We would be cruising around when Clara would pipe up, "OY! We are Farbluzhet!" This is the Yiddish word for hopelessly lost. Sid would then get the "I'm nervous, very nervous" look combined with his worried expression. Those weren't happy moments in the Sambur Chevy. So I grew up thinking getting Farbluzhet should be avoided and feared at the same time.
Now I hike in wilderness areas and alone most of the time. I take a large scale Trails Illustrated map, and often times a vague notion of what lies ahead. I also carry a fear of getting lost in my backpack too.The worst thing about becoming "disoriented" is how it would screw up my Happy Hour schedule.

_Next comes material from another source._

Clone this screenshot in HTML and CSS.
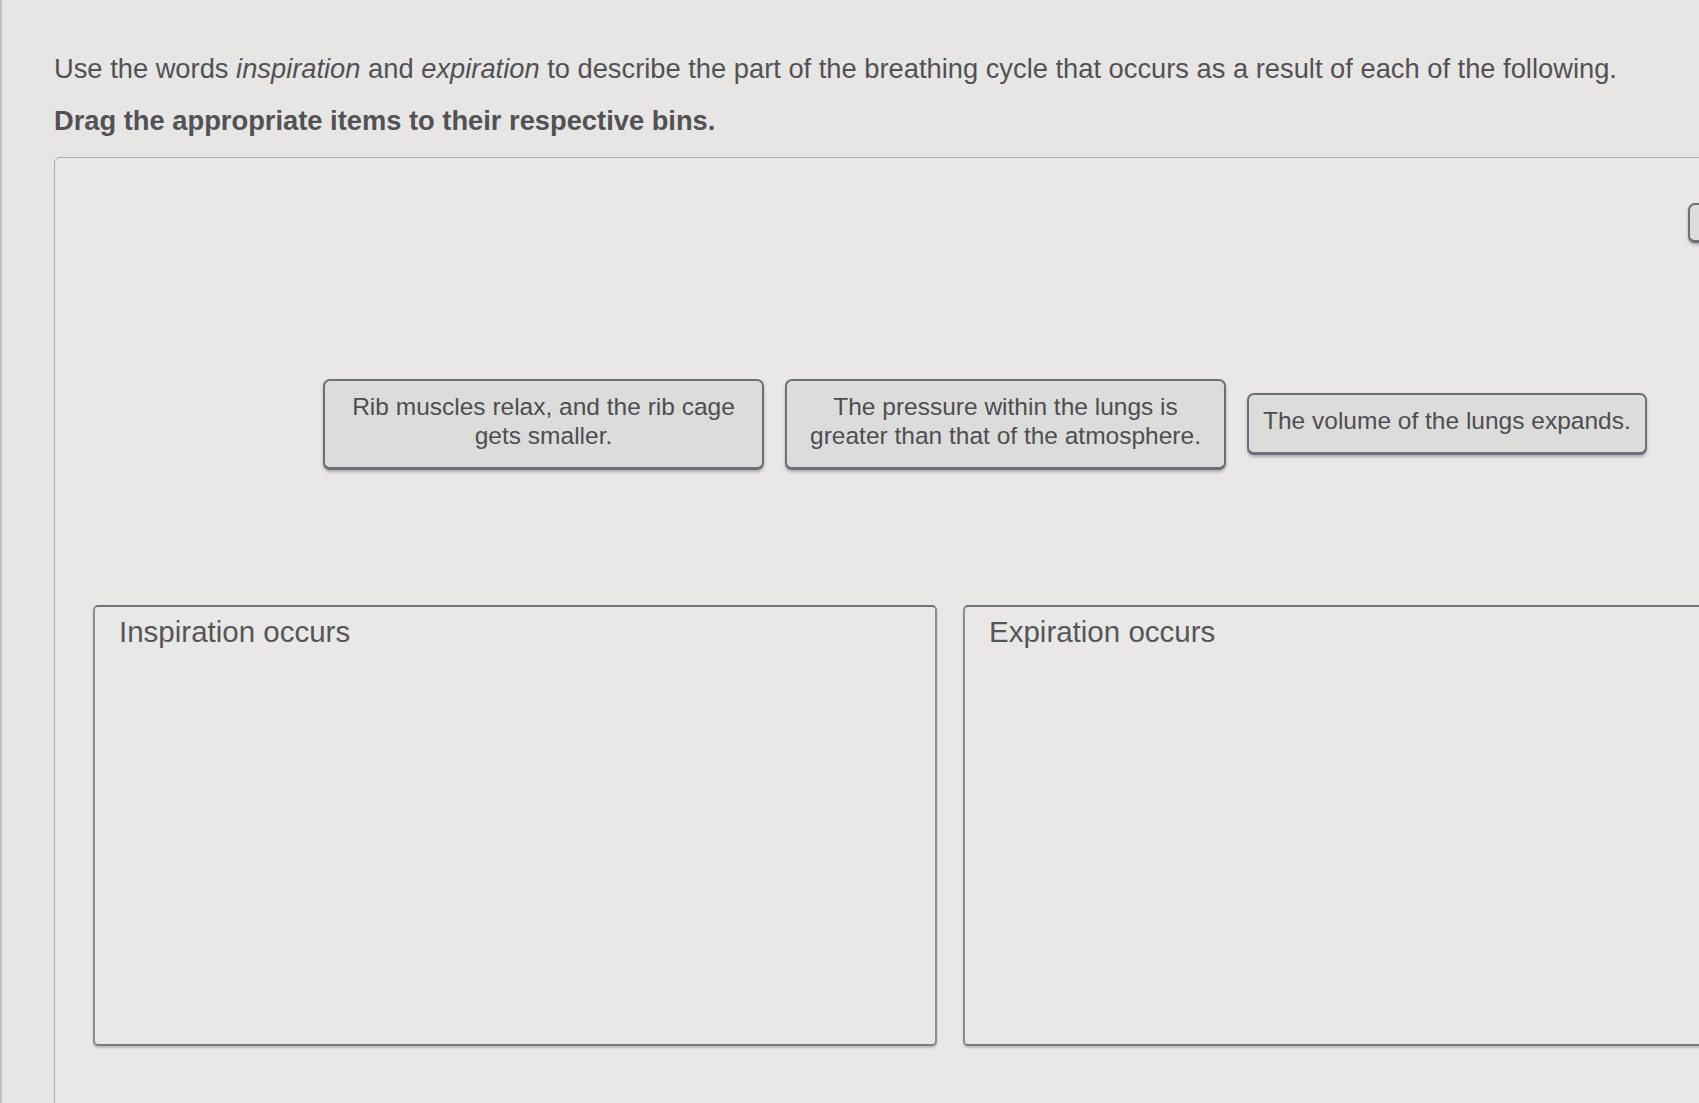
FILE: index.html
```html
<!DOCTYPE html>
<html lang="en">
<head>
<meta charset="utf-8">
<title>Breathing cycle</title>
<link rel="stylesheet" href="styles.css">
</head>
<body>
<div class="page">
  <p class="prompt">Use the words <em>inspiration</em> and <em>expiration</em> to describe the part of the breathing cycle that occurs as a result of each of the following.</p>
  <p class="instruction">Drag the appropriate items to their respective bins.</p>
  <div class="board">
    <div class="pool">
      <div class="card">Rib muscles relax, and the rib cage gets smaller.</div>
      <div class="card">The pressure within the lungs is greater than that of the atmosphere.</div>
      <div class="card">The volume of the lungs expands.</div>
    </div>
    <div class="card card-off"></div>
    <div class="bins">
      <div class="bin"><div class="bin-title">Inspiration occurs</div></div>
      <div class="bin"><div class="bin-title">Expiration occurs</div></div>
    </div>
  </div>
</div>
</body>
</html>
```
FILE: styles.css
```css
html, body {
  margin: 0;
  padding: 0;
}
body {
  background: #e7e6e4;
  width: 1699px;
  height: 1103px;
  overflow: hidden;
  font-family: "Liberation Sans", Arial, sans-serif;
  color: #525256;
  border-left: 2px solid #c2c1bf;
  box-sizing: border-box;
}
.page {
  padding: 43px 0 0 52px;
}
.prompt,
.instruction {
  margin: 0;
  font-size: 27.3px;
  line-height: 52px;
  white-space: nowrap;
}
.prompt em {
  font-style: italic;
}
.instruction {
  font-weight: bold;
}
.board {
  position: relative;
  margin-top: 10px;
  width: 1800px;
  height: 1100px;
  border: 1px solid #adadab;
  border-radius: 6px;
  background: #e9e8e6;
}
.pool {
  display: flex;
  align-items: center;
  gap: 21px;
  padding: 218px 0 0 268px;
  height: 96px;
}
.card {
  box-sizing: border-box;
  max-width: 441px;
  padding: 11px 14px 17px;
  font-size: 24.5px;
  line-height: 29px;
  text-align: center;
  color: #4e4e52;
  background: #dcdcdb;
  border: 2px solid #6e6e7a;
  border-bottom-width: 3px;
  border-radius: 7px;
  box-shadow: 0 2px 3px rgba(60, 60, 70, 0.35);
}
.card-off {
  position: absolute;
  left: 1633px;
  top: 45px;
  width: 120px;
  height: 40px;
  padding: 0;
}
.bins {
  display: grid;
  grid-template-columns: 844px 844px;
  gap: 26px;
  padding: 133px 0 0 38px;
}
.bin {
  box-sizing: border-box;
  height: 441px;
  border: 2px solid #8c8c92;
  border-top-color: #737379;
  border-bottom-color: #7a7a80;
  border-radius: 5px;
  background: #e9e8e6;
  box-shadow: 0 2px 2px rgba(60, 60, 70, 0.25);
  padding: 8px 24px;
}
.bin-title {
  font-size: 29.5px;
  line-height: 34px;
  color: #56565a;
}
```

On my recent three day, 30 plus miles backpack trip in the Maroon Bells Wilderness, my fear of pulling a disappearing act was more pronounced than normal. I heard from reliable sources (a Wilderness Ranger) that a segment of my itinerary was dicey. The official U.S. Forest Service handout acknowledged the trail was "lightly used and steep." The insider info I pulled out of the Ranger was this, "When you get over the pass, take a hard right. Aim for the bottom of the bowl." Pretty vague. Right?
I asked him, "Can't I just follow the creek drainage to the intersecting trail?"
His no-nonsense response, "No! Unless you can swim waterfalls." Not so much.
So I hit the trail early to buy myself more time to get lost and found. The hike up the pass was so easy a Caveman could do it. (good line, GEICO.) At the top, I saw a large bowl below me and faint routes wandering off at odd angles from that point. I chose the way "hardest right." I quickly realized my choice was an elk thoroughfare. There were hardly any signs of Homo Sapiens. However, those elk must have been civil engineers as there meanderings followed the ridge's contours. Strong work until an elk labor dispute caused the construction project to come to a halt. At that point I began to imagine seeing trails at the bottom of the bowl. I gingerly made my way down. Nope! It was those nasty trail mirages. I hiked this way and that generally going downhill. It took my about half a mile before I found a genuine cairn. Like a bloodhound on a scent, I began to follow. I might have howled even. The trail crapped out often, but I stay focused.
It took many hours of beating the bush to arrive at a more user friendly trail. I really like that one since it took me back to Barley the Van and a date with Happy Hour.
My point to all this? Don't get farbluzhet. You might get Sid's "I'm nervous, very nervous" worried look. It will upset your kids too.